I do not understand where the supply and demand actually meet eachother. In shares there are orderbooks with bid and ask prices in the market. As a forex trader you only have the actual bid and ask price at that moment in time from your broker without having information about the orderbook (if I understand correctly)

So how do brokers then make their money? In stocks there is commision but in forex there is the bid-ask spread. Does this mean the broker controls the forex prices in his (shop) and can ask and offer what ever he wants?

Could anybody share some light on this because I really want to understand how this works.

Thanks for your help

Michiel

Yes, that’s exactly what it means.

Forex is an OTC market with no central exchange. When you trade, you actually trade with your broker as the counterparty and the broker is free to offer you whatever bid/ask price they see fit.

Keep in mind that there are also pass-through brokers (ECNs) who do not set prices, just provide what’s available in a given network of liquidity providers. The charge commission.

Yes, but even with an ECN you get the quote the bank, in this case the brokers interbank partner, sees fit to offer you.
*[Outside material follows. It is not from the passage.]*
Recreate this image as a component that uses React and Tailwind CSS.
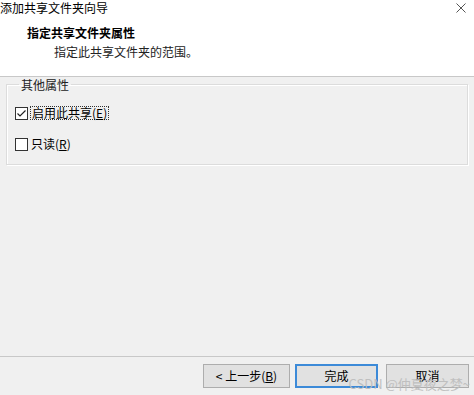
import React from "react";

function Check({ checked }) {
  return (
    <span className="w-[13px] h-[13px] border border-[#333333] bg-white flex items-center justify-center shrink-0">
      {checked && (
        <svg width="11" height="11" viewBox="0 0 11 11">
          <path d="M1.5 5.5 L4 8 L9.5 2.5" fill="none" stroke="#222" strokeWidth="1.2" />
        </svg>
      )}
    </span>
  );
}

function Btn({ children, primary, w }) {
  return (
    <button
      className={
        (primary
          ? "bg-[#e1e1e1] border-2 border-[#3c8ad8] "
          : "bg-[#e1e1e1] border border-[#adadad] ") +
        "h-[24px] text-[12px] text-black flex items-center justify-center " +
        (w === "wide" ? "w-[87px]" : "w-[83px]")
      }
    >
      {children}
    </button>
  );
}

export default function App() {
  return (
    <div
      className="relative w-[474px] h-[395px] bg-[#f0f0f0] flex flex-col text-black overflow-hidden"
      style={{ fontFamily: '"Noto Sans CJK SC", "Noto Sans", sans-serif' }}
    >
      <div className="h-[77px] bg-white border-b border-[#c8c8c8] flex flex-col shrink-0">
        <div className="h-[15px] flex items-center justify-between pr-[8px]">
          <span className="text-[12px] leading-[15px]">添加共享文件夹向导</span>
          <svg width="10" height="10" viewBox="0 0 10 10">
            <path d="M0.5 0.5 L9.5 9.5 M9.5 0.5 L0.5 9.5" stroke="#555" strokeWidth="1" />
          </svg>
        </div>
        <div className="mt-[10px] pl-[27px] text-[12px] leading-[16px] font-bold">指定共享文件夹属性</div>
        <div className="mt-[3px] pl-[54px] text-[12px] leading-[16px] text-[#222]">指定此共享文件夹的范围。</div>
      </div>

      <div className="flex-1 px-[6px]">
        <fieldset className="border border-[#dcdcdc] h-[88px] px-[8px] shadow-[inset_1px_1px_0_#ffffff,1px_1px_0_#ffffff]">
          <legend className="ml-[4px] px-[2px] text-[12px] leading-[15px] text-[#222]">其他属性</legend>
          <div className="flex items-center gap-[2px] mt-[14px]">
            <Check checked />
            <span className="border border-dotted border-[#333] px-[1px] text-[12px] leading-[12px] h-[14px] flex items-center">
              启用此共享(<span className="underline">E</span>)
            </span>
          </div>
          <div className="flex items-center gap-[3px] mt-[17px]">
            <Check />
            <span className="text-[12px] leading-[14px]">
              只读(<span className="underline">R</span>)
            </span>
          </div>
        </fieldset>
      </div>

      <div className="h-[39px] border-t border-[#c8c8c8] flex justify-end items-start pt-[7px] pr-[5px] shrink-0">
        <Btn w="wide">
          &lt; 上一步(<span className="underline">B</span>)
        </Btn>
        <div className="w-[5px]" />
        <Btn primary>完成</Btn>
        <div className="w-[8px]" />
        <Btn>取消</Btn>
      </div>

      <div className="pointer-events-none absolute right-[4px] bottom-[3px] text-[13px] leading-[16px] text-[#bcbcbc] opacity-90">
        CSDN @仲夏夜之梦~
      </div>
    </div>
  );
}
Until we run our own mega bank, we’ll have to accept trading on the offers that brokers or banks through ECNs will offer us.

So even an ECN is OTC, just one step further away from you, as I understand it.

As far as I know (but I’m no expert) the ECNs are passing through prices from multiple sources, not just a single bank. Otherwise, there’s no point for the ECN (remember the N stands for network). You’re just putting a useless added layer (and expense) on things.

Yeah, you’re right about that. The point I was trying to make was that since there’s no central exchange in forex, everything is in the end OTC, even with an ECN broker. The only difference is that the OTC quotes we’re offered do not come directly from the broker, but from one or many of the banks in the ECN network, it’s still an OTC price though.

I’m no expert on this either though, but that’s how I understand it to be.

As I understood your prior comment, it seemed like you were trying to differentiate OTC from exchange on the basis of the source of the prices. There is no difference, however. There are market makers driving price on exchanges just as there are in OTC markets. It’s just that the exchanges are formalized and cleared and the OTC stuff is more direct counter-party to counter-party.

Imagine a bar.

You’re sitting at the counter and the barkeeper pours you a beer and sets it in front of you.
[B]That’s OTC between 2 counterparties.[/B]

You’re sitting on the table and the [B]only[/B] waitress put’s the beer in front of you.
[B]That’s OTC with an exchange involved.[/B]

You’re sitting on the table and there are more than one waitresses around and each of these waitresses could put the beer on your table. You don’t know which one it will be.
[B]That’s OTC with an ECN involved.[/B]

So… everything in the end has to do with beer then? (I always suspected that!) :smiley:

Could it even be that a [I]bear[/I] trend is a misspelled [I]beer[/I] trend? Think about it people…

We may be on to something big here!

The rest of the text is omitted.